Hypertension is a major cause of concern throughout the world, as over a billion people are affected with this medical condition. People with hypertension are susceptible to strokes, heart attack, and heart failure. Simply called high blood pressure, it has a variety of causes, the most common being sedentary lifestyle. With no physical activity and high physical and emotional stress, the blood pressure gets elevated. Diet is another factor that enhances hypertension. With people now relying heavily on ‘fast foods’ to fuel their hectic lifestyle, the diet that effectively runs the body, is sidelined. Coupled with no exercises, it is a recipe for medical disaster. To address this concern, the National Heart, Lung, and Blood Institute (NIH) has formulated a diet, which helps control high blood pressure. Known as Dietary Approaches to Stop Hypertension or DASH, this diet was developed after a series of diet plan studies. However, it must be accompanied by a healthy dose of exercise, to be effective. To help you follow a DASH diet plan, we have listed the major pointers in the lines below.
DASH Diet Plan
For a 2,100 calorie eating plan, the breakup will be as follows:
- Total fat - 27% of calories
- Saturated fat - 6% of calories
- Protein - 18% of calories
- Carbohydrate - 55% of calories
- Cholesterol - 150 mg
- Sodium - 2,300 mg
- Potassium - 4,700 mg
- Calcium - 1,250 mg
- Magnesium - 500 mg
- Fiber - 30 g
DASH Eating Plan
As per the DASH diet, the following food sources must be consumed by an individual suffering from hypertension.
Sources Of Energy & Fiber
Whole wheat bread and rolls, whole wheat pasta, English muffin, pita bread, bagel, cereals, grits, oatmeal, brown rice, unsalted pretzels and popcorn.
Sources Of Potassium, Magnesium, & Fiber
Broccoli, carrots, collards, green beans, green peas, kale, lima beans, potatoes, spinach, squash, sweet potatoes, and tomatoes.
Sources Of Potassium, Magnesium & Fiber
Apples, apricots, bananas, dates, grapes, oranges, grapefruit, grapefruit juice, mangoes, melons, peaches, pineapples, raisins, strawberries, and tangerines.

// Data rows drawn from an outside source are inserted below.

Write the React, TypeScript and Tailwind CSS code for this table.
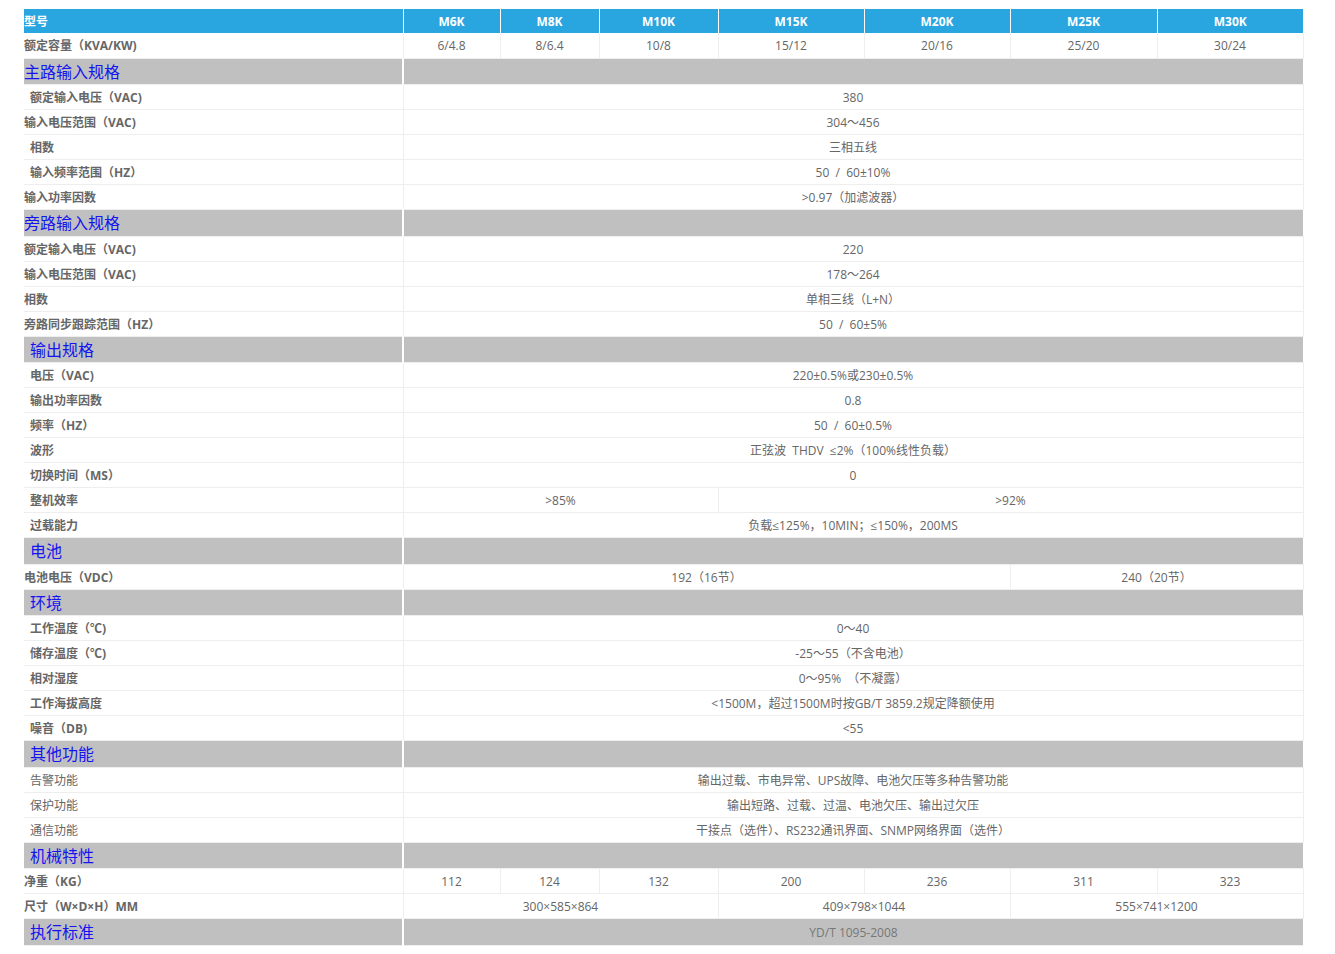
import React from 'react';

type Cell = [string, number];
type Row =
  | { kind: 'section'; title: string; indent?: boolean; value?: string }
  | { kind: 'data'; label: string; indent?: boolean; light?: boolean; cells: Cell[] };

const models = ['M6K', 'M8K', 'M10K', 'M15K', 'M20K', 'M25K', 'M30K'];
const colWidths = [379, 97, 99, 119, 146, 146, 147, 146];

const all = (v: string): Cell[] => [[v, 7]];
// the source page pads the slash with wide spaces
const hz = (a: string) => `50\u00a0\u00a0/\u00a0\u00a0${a}`;

const rows: Row[] = [
  {
    kind: 'data',
    label: '额定容量（KVA/KW)',
    cells: [['6/4.8', 1], ['8/6.4', 1], ['10/8', 1], ['15/12', 1], ['20/16', 1], ['25/20', 1], ['30/24', 1]],
  },
  { kind: 'section', title: '主路输入规格' },
  { kind: 'data', label: '额定输入电压（VAC)', indent: true, cells: all('380') },
  { kind: 'data', label: '输入电压范围（VAC)', cells: all('304～456') },
  { kind: 'data', label: '相数', indent: true, cells: all('三相五线') },
  { kind: 'data', label: '输入频率范围（HZ）', indent: true, cells: all(hz('60±10%')) },
  { kind: 'data', label: '输入功率因数', cells: all('>0.97（加滤波器）') },
  { kind: 'section', title: '旁路输入规格' },
  { kind: 'data', label: '额定输入电压（VAC)', cells: all('220') },
  { kind: 'data', label: '输入电压范围（VAC)', cells: all('178～264') },
  { kind: 'data', label: '相数', cells: all('单相三线（L+N）') },
  { kind: 'data', label: '旁路同步跟踪范围（HZ）', cells: all(hz('60±5%')) },
  { kind: 'section', title: '输出规格', indent: true },
  { kind: 'data', label: '电压（VAC)', indent: true, cells: all('220±0.5%或230±0.5%') },
  { kind: 'data', label: '输出功率因数', indent: true, cells: all('0.8') },
  { kind: 'data', label: '频率（HZ）', indent: true, cells: all(hz('60±0.5%')) },
  { kind: 'data', label: '波形', indent: true, cells: all('正弦波\u00a0 THDV\u00a0 ≤2%（100%线性负载）') },
  { kind: 'data', label: '切换时间（MS）', indent: true, cells: all('0') },
  { kind: 'data', label: '整机效率', indent: true, cells: [['>85%', 3], ['>92%', 4]] },
  { kind: 'data', label: '过载能力', indent: true, cells: all('负载≤125%，10MIN；≤150%，200MS') },
  { kind: 'section', title: '电池', indent: true },
  { kind: 'data', label: '电池电压（VDC）', cells: [['192（16节）', 5], ['240（20节）', 2]] },
  { kind: 'section', title: '环境', indent: true },
  { kind: 'data', label: '工作温度（℃)', indent: true, cells: all('0～40') },
  { kind: 'data', label: '储存温度（℃)', indent: true, cells: all('-25～55（不含电池）') },
  { kind: 'data', label: '相对湿度', indent: true, cells: all('0～95%\u00a0 （不凝露）') },
  { kind: 'data', label: '工作海拔高度', indent: true, cells: all('<1500M，超过1500M时按GB/T 3859.2规定降额使用') },
  { kind: 'data', label: '噪音（DB)', indent: true, cells: all('<55') },
  { kind: 'section', title: '其他功能', indent: true },
  { kind: 'data', label: '告警功能', indent: true, light: true, cells: all('输出过载、市电异常、UPS故障、电池欠压等多种告警功能') },
  { kind: 'data', label: '保护功能', indent: true, light: true, cells: all('输出短路、过载、过温、电池欠压、输出过欠压') },
  { kind: 'data', label: '通信功能', indent: true, light: true, cells: all('干接点（选件）、RS232通讯界面、SNMP网络界面（选件）') },
  { kind: 'section', title: '机械特性', indent: true },
  {
    kind: 'data',
    label: '净重（KG）',
    cells: [['112', 1], ['124', 1], ['132', 1], ['200', 1], ['236', 1], ['311', 1], ['323', 1]],
  },
  { kind: 'data', label: '尺寸（W×D×H）MM', cells: [['300×585×864', 3], ['409×798×1044', 2], ['555×741×1200', 2]] },
  { kind: 'section', title: '执行标准', indent: true, value: 'YD/T 1095-2008' },
];

export default function App() {
  return (
    <div
      className="min-h-screen bg-white pt-[9px] pl-[24px]"
      style={{ fontFamily: '"Open Sans", "Noto Sans CJK SC", sans-serif' }}
    >
      <table className="w-[1279px] table-fixed border-collapse text-[12px]">
        <colgroup>
          {colWidths.map((w, i) => (
            <col key={i} style={{ width: w }} />
          ))}
        </colgroup>
        <thead>
          <tr className="h-[24px] bg-[#29a6e0] text-white">
            <th className="p-0 pt-[2px] text-left font-bold border-r border-white">型号</th>
            {models.map((m) => (
              <th key={m} className="p-0 pt-[2px] text-center font-bold border-r border-white last:border-r-0">
                {m}
              </th>
            ))}
          </tr>
        </thead>
        <tbody>
          {rows.map((r, i) =>
            r.kind === 'section' ? (
              <tr key={i} className="h-[26.5px] bg-[#c0c0c0]">
                <td
                  className={`p-0 pt-[1px] text-[16px] leading-[20px] text-[#1414f0] border-b border-[#eeeeee] border-r-2 border-r-white ${
                    r.indent ? 'pl-[6px]' : ''
                  }`}
                >
                  {r.title}
                </td>
                <td colSpan={7} className="p-0 pt-[2px] text-center text-[#777777] border-b border-[#eeeeee]">
                  {r.value ?? ''}
                </td>
              </tr>
            ) : (
              <tr key={i} className="h-[25px]">
                <td
                  className={`p-0 pt-[2px] text-[#666666] border-b border-r border-[#eeeeee] ${r.light ? 'font-normal' : 'font-bold'} ${
                    r.indent ? 'pl-[6px]' : ''
                  }`}
                >
                  {r.label}
                </td>
                {r.cells.map(([v, span], j) => (
                  <td key={j} colSpan={span} className="p-0 pt-[2px] text-center text-[#666666] border-b border-r border-[#eeeeee]">
                    {v}
                  </td>
                ))}
              </tr>
            )
          )}
        </tbody>
      </table>
    </div>
  );
}
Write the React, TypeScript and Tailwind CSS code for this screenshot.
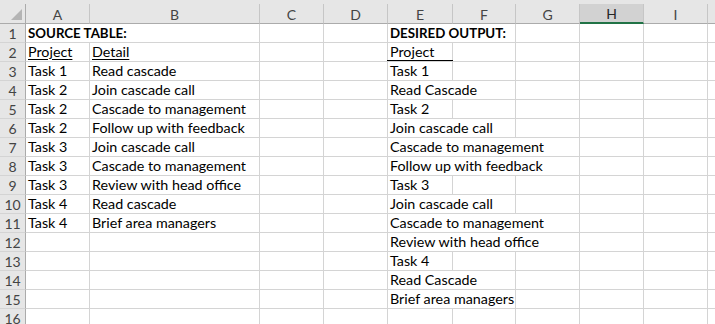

Sources Of Calcium & Protein
Fat-free (skim) or low-fat (1%) milk or buttermilk, fat-free, low-fat, or reduced-fat cheese, fat-free or low-fat regular or frozen yogurt.
Sources Of Protein & Magnesium
Select only lean; trim away visible fats; broil, roast, or poach; remove skin from poultry.
Sources Of Energy, Magnesium, Protein, & Fiber
Almonds, hazelnuts, mixed nuts, peanuts, walnuts, sunflower seeds, peanut butter, kidney beans, lentils, and split peas.
Sources Of Fat
Soft margarine, vegetable oil (such as canola, corn, olive, or safflower), low-fat mayonnaise, and light salad dressing. This includes fat in or added to foods.
Sources Of Sweets (Low In Fat)
Fruit-flavored gelatin, fruit punch, hard candy, jelly, maple syrup, sorbet and ices, sugar.
Sample DASH Diet Plan
Grains & Grain Products (7-8 Servings per Day)
- 1 slice bread
- 1 cup ready-to-eat cereal
- 1/2 cup cooked rice, pasta, or cereal
Vegetables (4-5 Servings per Day)
- 1 cup raw leafy vegetable
- 1/2 cup cooked vegetable
- 6 ounces vegetable juice
Fruits (4-5 Servings per Day)
- 1 medium fruit
- 1/4 cup dried fruit
- 1/2 cup fresh, frozen, or canned fruit
- 6 ounces fruit juice
Low Fat or Fat Free Dairy Foods (2-3 Servings per Day)
- 8 ounces milk
- 1 cup yogurt
- 1½ ounces cheese
Lean Meats, Poultry & Fish (2 or Less Servings per Day)
- 3 ounces cooked lean meats
- skinless poultry
Nuts, Seeds & Dry Beans (4-5 Servings per Week)
- 1/3 cup or 1½ ounces nuts
- 1 tbsp or ½ ounce seeds
- 1/2 cup cooked dry beans
Fats & Oils (2-3 Servings Per Day)
- 1 tsp soft margarine
- 1 tbsp low fat mayonnaise
- 2 tbsp light salad dressing
- 1 tsp vegetable oil
Sweets (5 Servings Per Week)
- 1 tbsp sugar
- 1 tbsp jelly or jam
- 1/2 ounce jelly beans
- 8 ounces lemonade
- The egg intake should be not more than four per week as the eggs are high in cholesterol.